Kristina Curry Rogers, Michael D'Emic, Raymond Rogers, Matthew Vickaryous, 
Amanda Cagan (2011)
Sauropod dinosaur osteoderms from the Late Cretaceous of Madagascar. 
Nature Communications (2011) 2: article 564 
DOI: 10.1038/ncomms1578 
Osteoderms are bones embedded within the dermis, and are common to select 
members of most major tetrapod lineages. The largest known animals that bear 
osteoderms are members of Titanosauria, a diverse clade of sauropod dinosaurs. 

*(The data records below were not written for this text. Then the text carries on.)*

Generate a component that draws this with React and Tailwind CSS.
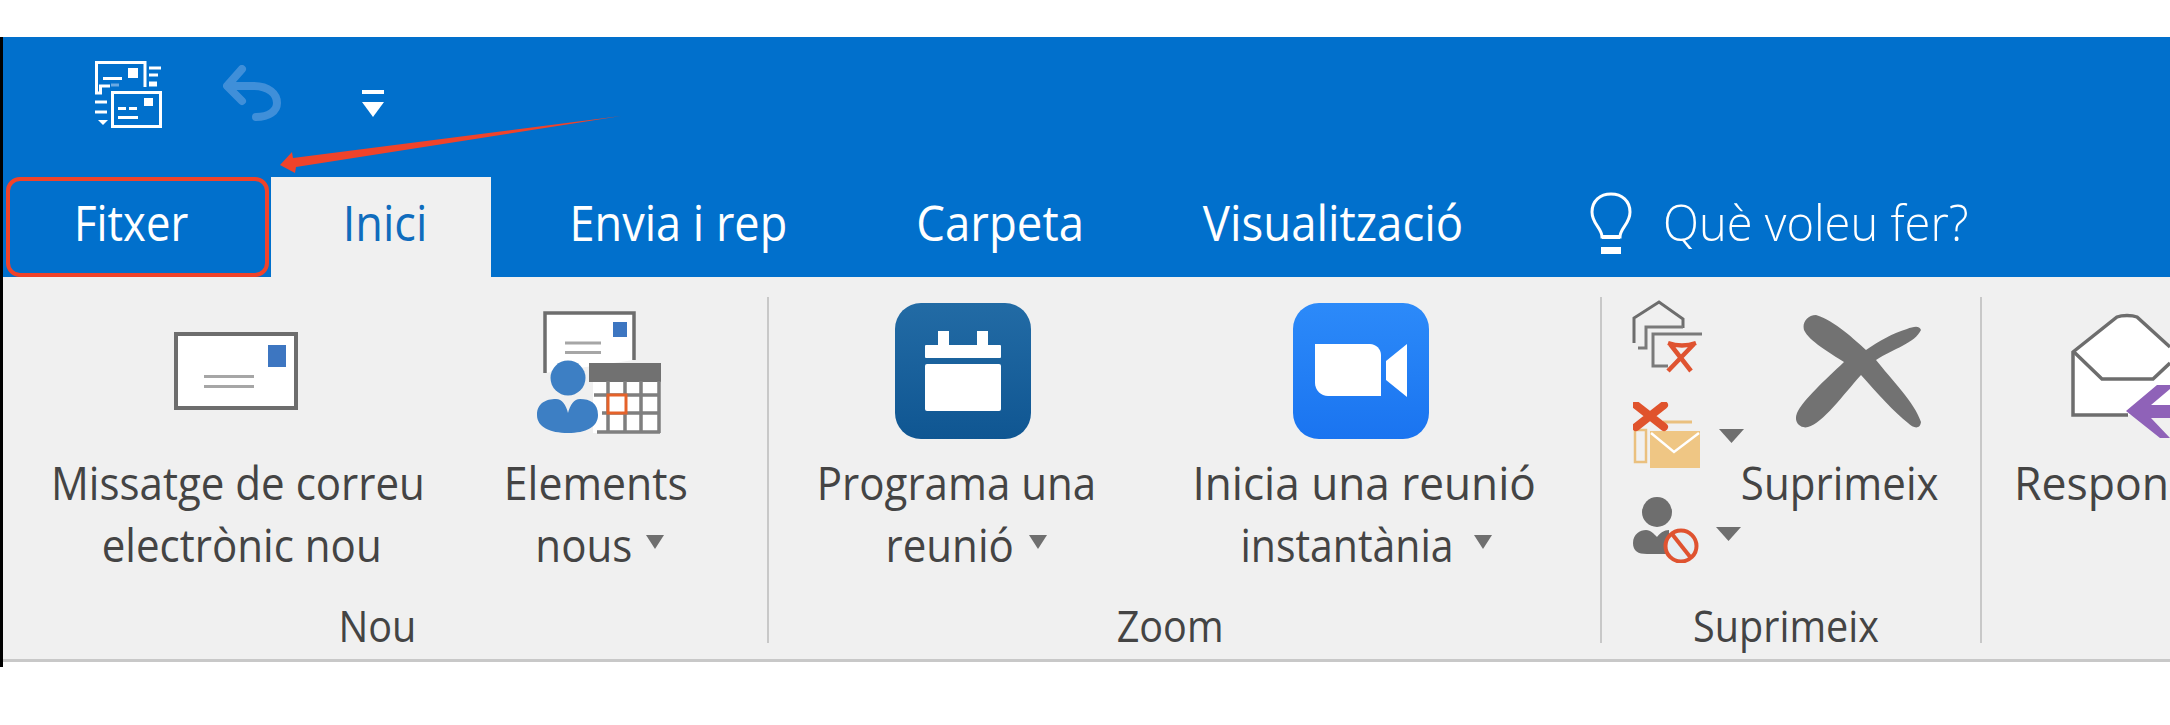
import React from "react";

const F = "[font-family:'Open_Sans','Noto_Sans',sans-serif]";

function Caret({ className = "" }) {
  return (
    <svg width="18" height="14" viewBox="0 0 18 14" preserveAspectRatio="none" className={className}>
      <polygon points="0,0 18,0 9,14" fill="#6f6f6f" />
    </svg>
  );
}

function Squeezed({ children, scale = "scale-x-[0.935]", origin = "origin-center" }) {
  return <span className={`inline-block whitespace-nowrap ${origin} ${scale}`}>{children}</span>;
}

function QatIcon() {
  return (
    <svg width="90" height="80" viewBox="0 0 90 80" fill="none" stroke="#fff" strokeWidth="3">
      <path d="M60 32V7.5H11.5V38H15.5V31H25" />
      <rect x="43" y="13" width="10" height="10" fill="#fff" stroke="none" />
      <path d="M18 23.5H37" />
      <path d="M26 30H34" stroke="#6aa9e2" />
      <rect x="27.5" y="37.5" width="48" height="34" />
      <rect x="59" y="43" width="9" height="8" fill="#fff" stroke="none" />
      <path d="M33 53.5H41M44 53.5H52M33 62.5H53" />
      <path d="M64 13H76M64 20H73" />
      <path d="M64 29H72" strokeWidth="5" />
      <path d="M10 47H22M10 57H22" />
      <polygon points="13,65 23,65 18,70" fill="#fff" stroke="none" />
    </svg>
  );
}

function Undo() {
  return (
    <svg width="58" height="56" viewBox="0 0 58 56" fill="none" stroke="#3f8fd9" strokeWidth="8" strokeLinecap="round" strokeLinejoin="round">
      <path d="M19 4L4 21L19 36" />
      <path d="M5 21H30C46 21 54 29 54 38C54 46 46 52 33 52" />
    </svg>
  );
}

function QatDropdown() {
  return (
    <svg width="22" height="27" viewBox="0 0 22 27">
      <rect x="0" y="0" width="22" height="4" fill="#fff" />
      <polygon points="0,12 22,12 11,27" fill="#fff" />
    </svg>
  );
}

function Bulb() {
  return (
    <svg width="42" height="63" viewBox="0 0 42 63" fill="none" stroke="#fff" strokeWidth="3">
      <path d="M12 45C12 36 2 32 2 20C2 9 10 2 21 2C32 2 40 9 40 20C40 32 30 36 30 45Z" />
      <path d="M12 45H30" strokeWidth="4" />
      <rect x="11" y="55" width="20" height="7" fill="#fff" stroke="none" />
    </svg>
  );
}

function NewMail() {
  return (
    <svg width="124" height="78" viewBox="0 0 124 78">
      <rect x="2" y="2" width="120" height="74" fill="#fff" stroke="#6d6d6d" strokeWidth="4" />
      <rect x="94" y="13" width="18" height="22" fill="#3d76c1" />
      <rect x="30" y="43" width="50" height="3" fill="#a6a6a6" />
      <rect x="30" y="53" width="50" height="3" fill="#a6a6a6" />
    </svg>
  );
}

function NewItems() {
  return (
    <svg width="140" height="135" viewBox="0 0 140 135" className="mt-[3px]">
      <path d="M15 68V8H104V55" fill="#fff" stroke="#6d6d6d" strokeWidth="3.5" />
      <rect x="83" y="17" width="14" height="15" fill="#3d76c1" />
      <rect x="35" y="36.5" width="36" height="3" fill="#a6a6a6" />
      <rect x="35" y="46" width="36" height="3" fill="#a6a6a6" />
      <rect x="63" y="70" width="66" height="58" fill="#fff" />
      <rect x="59" y="58" width="72" height="19" fill="#717171" />
      <path d="M78 76V128M95 76V128M111 76V128M129 76V128M64 90H130M72 108H130M67 127H130" stroke="#7f7f7f" strokeWidth="3.5" fill="none" />
      <rect x="78" y="90" width="18" height="18" fill="#fff" stroke="#e5622a" strokeWidth="3" />
      <circle cx="38" cy="73" r="17.5" fill="#3d7fc4" />
      <path d="M7 110C7 98 16 94 26 94C32 94 36 100 38 108C40 100 44 94 50 94C60 94 68 98 68 110C68 122 56 128 38 128C20 128 7 122 7 110Z" fill="#3d7fc4" />
    </svg>
  );
}

function Schedule() {
  return (
    <div className="flex h-[136px] w-[136px] items-center justify-center rounded-[26px] bg-gradient-to-b from-[#226ba5] to-[#0f5692]">
      <svg width="76" height="80" viewBox="0 0 76 80">
        <rect x="13" y="0" width="11" height="18" fill="#fff" />
        <rect x="52" y="0" width="11" height="18" fill="#fff" />
        <rect x="0" y="14" width="76" height="13" rx="1" fill="#fff" />
        <rect x="0" y="33" width="76" height="47" rx="2" fill="#fff" />
      </svg>
    </div>
  );
}

function Video() {
  return (
    <div className="flex h-[136px] w-[136px] items-center justify-center rounded-[26px] bg-gradient-to-b from-[#2c8af9] to-[#1a74f0]">
      <svg width="92" height="54" viewBox="0 0 92 54">
        <path d="M0 0H55C61 0 66 5 66 11V52H13C6 52 0 46 0 39Z" fill="#fff" />
        <path d="M71 17L92 0V53L71 36Z" fill="#fff" />
      </svg>
    </div>
  );
}

function Cleanup() {
  return (
    <svg width="90" height="80" viewBox="0 0 90 80" fill="none">
      <path d="M9 48V23L34 7L58 24V33" stroke="#6d6d6d" strokeWidth="3" />
      <path d="M13 53H21V32H58" stroke="#7a7a7a" strokeWidth="3" />
      <path d="M77 39H28V71H43" stroke="#7a7a7a" strokeWidth="3" />
      <path d="M43 48Q57 53 71 48M45 49L66 76M69 49L43 76" stroke="#df5330" strokeWidth="4.5" />
    </svg>
  );
}

function JunkMail() {
  return (
    <svg width="68" height="66" viewBox="0 0 68 66" fill="none">
      <path d="M2 60H13V28H2Z" stroke="#eac07e" strokeWidth="2.5" />
      <path d="M30 20H59" stroke="#eac07e" strokeWidth="3" />
      <rect x="17" y="29" width="50" height="37" fill="#efc684" />
      <path d="M18 31L41 50L66 31" stroke="#fff" strokeWidth="2.5" />
      <path d="M3 3L31 25M31 3L3 25" stroke="#e0532c" strokeWidth="8" strokeLinecap="round" />
    </svg>
  );
}

function BlockUser() {
  return (
    <svg width="66" height="66" viewBox="0 0 66 66">
      <circle cx="24" cy="15" r="15" fill="#6e6e6e" />
      <path d="M0 46C0 37 7 33 13 33C18 33 21 37 24 40C27 36 31 33 36 33V57H14C5 57 0 54 0 46Z" fill="#6e6e6e" />
      <circle cx="48" cy="49" r="15.5" fill="#e6eef2" stroke="#df5330" strokeWidth="4" />
      <path d="M39 37L58 61" stroke="#df5330" strokeWidth="4" />
    </svg>
  );
}

function BigX() {
  return (
    <svg width="127" height="114" viewBox="0 0 127 114">
      <path d="M21 0C12 0 7 8 9 15C14 26 35 38 49 47C30 65 8 85 2 98C-2 108 6 114 13 112C28 108 48 80 66 60C82 78 100 98 113 108C118 113 125 115 126 107C120 88 96 64 81 45C98 34 120 28 126 15C124 10 118 12 112 14C98 18 84 26 71 35C60 25 40 6 21 0Z" fill="#727272" />
    </svg>
  );
}

function Reply() {
  return (
    <svg width="110" height="145" viewBox="0 0 110 145" className="shrink-0">
      <path d="M13 47L57 11H77L110 42V110H13Z" fill="#fff" />
      <path d="M110 42L77 12C72 10 62 10 57 12L13 47V110H68" fill="none" stroke="#6d6d6d" strokeWidth="3.5" />
      <path d="M14 47L42 74H93L110 58" fill="none" stroke="#6d6d6d" strokeWidth="3.5" />
      <polygon points="66,106 97,80 110,80 110,84 91,100 110,100 110,113 91,113 110,133 100,133" fill="#8f62b8" />
    </svg>
  );
}

function TextLine({ children, className = "" }) {
  return (
    <div className={`flex h-[62px] items-center justify-center text-[45px] leading-[62px] text-[#444] ${F} ${className}`}>
      {children}
    </div>
  );
}

function BigButton({ width, icon, iconClass = "", line1, line2, caret, caretClass = "ml-[8px]", line1Scale, line2Scale, line2Class = "" }) {
  return (
    <div className={`flex flex-col items-center ${width}`}>
      <div className={`flex h-[136px] items-center justify-center ${iconClass}`}>{icon}</div>
      <TextLine className="mt-[13px]"><Squeezed scale={line1Scale}>{line1}</Squeezed></TextLine>
      <TextLine className={line2Class}>
        <Squeezed scale={line2Scale}>{line2}</Squeezed>
        {caret && <Caret className={`mt-[-6px] ${caretClass}`} />}
      </TextLine>
    </div>
  );
}

function Separator() {
  return <div className="my-[20px] h-[346px] w-[2px] shrink-0 bg-[#c8c8c8]" />;
}

function Group({ width, labelPad, label, children }) {
  return (
    <div className={`flex h-full shrink-0 flex-col pt-[26px] ${width}`}>
      <div className="flex">{children}</div>
      <div className={`mt-auto flex justify-center pb-[7px] text-[43px] leading-[52px] text-[#444] ${F} ${labelPad}`}>
        <Squeezed scale="scale-x-[0.92]">{label}</Squeezed>
      </div>
    </div>
  );
}

export default function App() {
  return (
    <div className="flex h-[725px] w-[2170px] overflow-hidden bg-white">
      <div className="mt-[37px] h-[630px] w-[3px] shrink-0 bg-black" />
      <div className="relative min-w-0 flex-1 pt-[37px]">
        {/* quick access */}
        <div className="flex h-[140px] items-start bg-[#0170cc] pl-[82px]">
          <div className="mt-[18px]"><QatIcon /></div>
          <div className="ml-[48px] mt-[28px]"><Undo /></div>
          <div className="ml-[81px] mt-[53px]"><QatDropdown /></div>
        </div>

        {/* tabs */}
        <div className={`flex h-[100px] items-stretch bg-[#0170cc] text-[49px] text-white ${F}`}>
          <div className="ml-[3px] flex w-[263px] items-center justify-center rounded-[14px] border-[4px] border-[#f0432a] pb-[8px] pr-[13px]">
            <Squeezed scale="scale-x-[0.89]">Fitxer</Squeezed>
          </div>
          <div className="ml-[2px] flex w-[220px] items-center justify-center bg-[#f0f0f0] pb-[8px] pl-[8px] text-[#0f6cbd]">
            <Squeezed scale="scale-x-[0.92]">Inici</Squeezed>
          </div>
          <div className="flex w-[374px] items-center justify-center pb-[8px]"><Squeezed scale="scale-x-[0.92]">Envia i rep</Squeezed></div>
          <div className="flex w-[270px] items-center justify-center pb-[8px]"><Squeezed scale="scale-x-[0.93]">Carpeta</Squeezed></div>
          <div className="flex w-[396px] items-center justify-center pb-[8px]"><Squeezed scale="scale-x-[0.93]">Visualització</Squeezed></div>
          <div className="ml-[59px] flex items-center gap-[31px] pb-[8px]">
            <Bulb />
            <span className="font-light"><Squeezed scale="scale-x-[0.96]" origin="origin-left">Què voleu fer?</Squeezed></span>
          </div>
        </div>

        {/* ribbon */}
        <div className="flex h-[385px] items-start overflow-hidden border-b-[3px] border-[#c8c8c8] bg-[#f0f0f0]">
          <Group width="w-[764px]" labelPad="pr-[16px]" label="Nou">
            <BigButton width="w-[470px]" icon={<NewMail />} iconClass="mr-[4px]" line1="Missatge de correu" line2="electrònic nou" line2Class="pl-[8px]" />
            <BigButton width="w-[246px]" icon={<NewItems />} iconClass="ml-[8px]" line1="Elements" line1Scale="scale-x-[0.95]" line2="nous" caret caretClass="ml-[10px]" line2Class="pl-[4px]" />
          </Group>
          <Separator />
          <Group width="w-[831px]" labelPad="pr-[29px]" label="Zoom">
            <BigButton width="w-[374px]" icon={<Schedule />} iconClass="ml-[14px]" line1="Programa una" line2="reunió" caret caretClass="ml-[10px]" line2Class="pl-[16px]" />
            <BigButton width="w-[442px]" icon={<Video />} iconClass="mr-[6px]" line1="Inicia una reunió" line1Scale="scale-x-[0.98]" line2="instantània" line2Scale="scale-x-[0.91]" caret caretClass="ml-[10px]" line2Class="pr-[6px]" />
          </Group>
          <Separator />
          <Group width="w-[378px]" labelPad="pr-[10px]" label="Suprimeix">
            <div className="ml-[23px] flex w-[124px] flex-col">
              <div className="mt-[-8px]"><Cleanup /></div>
              <div className="ml-[8px] mt-[27px] flex items-start"><JunkMail /><Caret className="ml-[18px] mt-[27px] h-[14px] w-[25px]" /></div>
              <div className="ml-[8px] mt-[29px] flex items-start"><BlockUser /><Caret className="ml-[17px] mt-[30px] h-[14px] w-[25px]" /></div>
            </div>
            <div className="ml-[-7px] flex w-[196px] flex-col items-start">
              <div className="ml-[53px] mt-[12px]"><BigX /></div>
              <TextLine className="mt-[23px] w-full"><Squeezed>Suprimeix</Squeezed></TextLine>
            </div>
          </Group>
          <Separator />
          <div className="flex h-full flex-1 flex-col overflow-hidden pl-[32px] pt-[28px]">
            <div className="pl-[46px]"><Reply /></div>
            <div className={`mt-[2px] h-[62px] whitespace-nowrap text-[45px] leading-[62px] text-[#444] ${F}`}>
              <Squeezed scale="scale-x-[0.99]" origin="origin-left">Respon</Squeezed>
            </div>
          </div>
        </div>

        {/* annotation arrow */}
        <svg className="absolute left-[267px] top-[108px]" width="360" height="72" viewBox="0 0 360 72">
          <polygon points="351,8 23,50 22,44 10,57 25,65 26,59" fill="#f0432a" />
        </svg>
      </div>
    </div>
  );
}
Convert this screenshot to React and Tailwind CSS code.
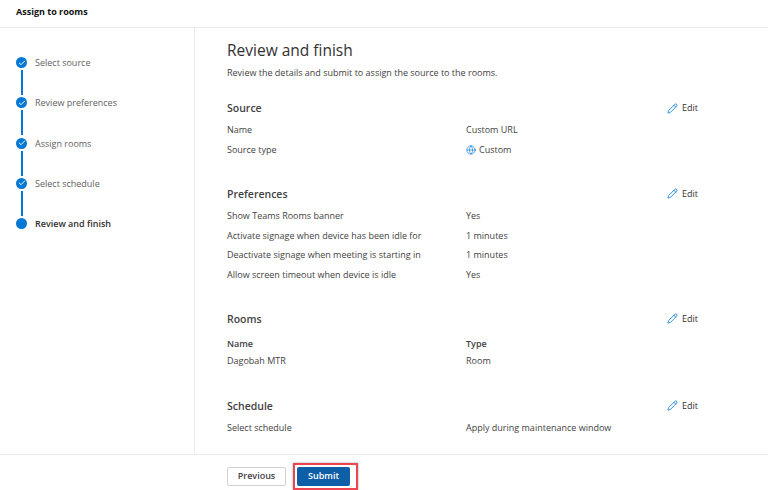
import { Check, Globe, Pencil } from 'lucide-react';

const steps = ['Select source', 'Review preferences', 'Assign rooms', 'Select schedule', 'Review and finish'];

function Step({ label, index }) {
  const last = index === steps.length - 1;
  return (
    <div className="flex gap-[8px] h-[40.25px]">
      <div className="flex flex-col items-center w-[11px]">
        <div className="w-[11px] h-[11px] shrink-0 rounded-full bg-[#0078d4] flex items-center justify-center">
          {!last && <Check size={8} strokeWidth={3} className="text-white" />}
        </div>
        {!last && <div className="w-[2px] h-[25px] mt-[2px] bg-[#0078d4]" />}
      </div>
      <div className={last ? 'text-[9px] leading-[11px] font-semibold text-[#323130]' : 'text-[9px] leading-[11px] text-[#616161]'}>
        {label}
      </div>
    </div>
  );
}

function SectionHead({ title, className }) {
  return (
    <div className={`flex items-center justify-between h-[16px] ${className}`}>
      <div className="text-[10.5px] font-semibold text-[#424242]">{title}</div>
      <div className="flex items-center justify-end gap-[4px] mb-[2px] text-[9px] text-[#323130]">
        <Pencil size={11} strokeWidth={1.75} className="text-[#0078d4] shrink-0" />
        <span>Edit</span>
      </div>
    </div>
  );
}

function Row({ name, value, bold, className }) {
  return (
    <div className={`flex items-center h-[19.8px] text-[9px] text-[#424242] ${bold ? 'font-semibold' : ''} ${className || ''}`}>
      <div className="w-[239px] shrink-0">{name}</div>
      <div className="flex items-center gap-[3px]">{value}</div>
    </div>
  );
}

export default function App() {
  return (
    <div className="w-[768px] h-[490px] flex flex-col bg-white overflow-hidden font-['Open_Sans',sans-serif]">
      <div className="h-[28px] shrink-0 border-b border-[#ebebeb] pl-[16px] flex items-center text-[9px] font-bold text-[#111111] pb-[3px]">
        Assign to rooms
      </div>
      <div className="flex flex-1 min-h-0">
        <div className="w-[195px] shrink-0 border-r border-[#ebebeb] pl-[16px] pt-[29px]">
          {steps.map((s, i) => (
            <Step key={s} label={s} index={i} />
          ))}
        </div>
        <div className="w-[471px] ml-[32px] pt-[9px]">
          <h1 className="text-[15.5px] leading-[26px] font-medium text-[#323130]">Review and finish</h1>
          <p className="text-[9px] leading-[13px] mt-[3px] text-[#424242]">
            Review the details and submit to assign the source to the rooms.
          </p>

          <SectionHead title="Source" className="mt-[22px]" />
          <Row name="Name" value="Custom URL" className="mt-[3px]" />
          <Row
            name="Source type"
            value={
              <>
                <Globe size={10} strokeWidth={1.5} className="text-[#0078d4]" />
                Custom
              </>
            }
          />

          <SectionHead title="Preferences" className="mt-[27px]" />
          <Row name="Show Teams Rooms banner" value="Yes" className="mt-[3px]" />
          <Row name="Activate signage when device has been idle for" value="1 minutes" />
          <Row name="Deactivate signage when meeting is starting in" value="1 minutes" />
          <Row name="Allow screen timeout when device is idle" value="Yes" />

          <SectionHead title="Rooms" className="mt-[27px]" />
          <Row name="Name" value="Type" bold className="mt-[6px]" />
          <Row name="Dagobah MTR" value="Room" className="-mt-[3px]" />

          <SectionHead title="Schedule" className="mt-[28px]" />
          <Row name="Select schedule" value="Apply during maintenance window" className="mt-[3px]" />
        </div>
      </div>
      <div className="h-[36px] shrink-0 border-t border-[#ebebeb] pl-[227px] pt-[7px] flex items-center gap-[7px]">
        <button className="w-[59px] h-[19px] border border-[#d1d1d1] rounded-[2px] text-[9px] font-semibold text-[#424242]">
          Previous
        </button>
        <div className="border-2 border-[#ee4550] pl-[2px] pr-[6px] py-[2px] -my-[4px] shadow-[0_0_2px_#999]">
          <button className="block w-[53px] h-[19px] bg-[#0f5ea8] rounded-[2px] text-[9px] font-semibold text-white">
            Submit
          </button>
        </div>
      </div>
    </div>
  );
}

Here we report on two titanosaur osteoderms recovered from the Upper Cretaceous 
Maevarano Formation of Madagascar. Each osteoderm was discovered in association 
with a partial skeleton representing a distinct ontogenetic stage of the 
titanosaur Rapetosaurus krausei. Combined, these specimens provide novel 
insights into the arrangement and function of titanosaur osteoderms. Taphonomic 
data confirm that Rapetosaurus developed only limited numbers of osteoderms in 
its integument. The adult-sized osteoderm is the most massive integumentary 
skeletal element yet discovered, with an estimated volume of 9.63 litres. 
Uniquely, this specimen possesses an internal cavity equivalent to more than 
half its total volume. Large, hollow
 osteoderms may have functioned as mineral stores in fecund, rapidly growing 
titanosaurs inhabiting stressed environments.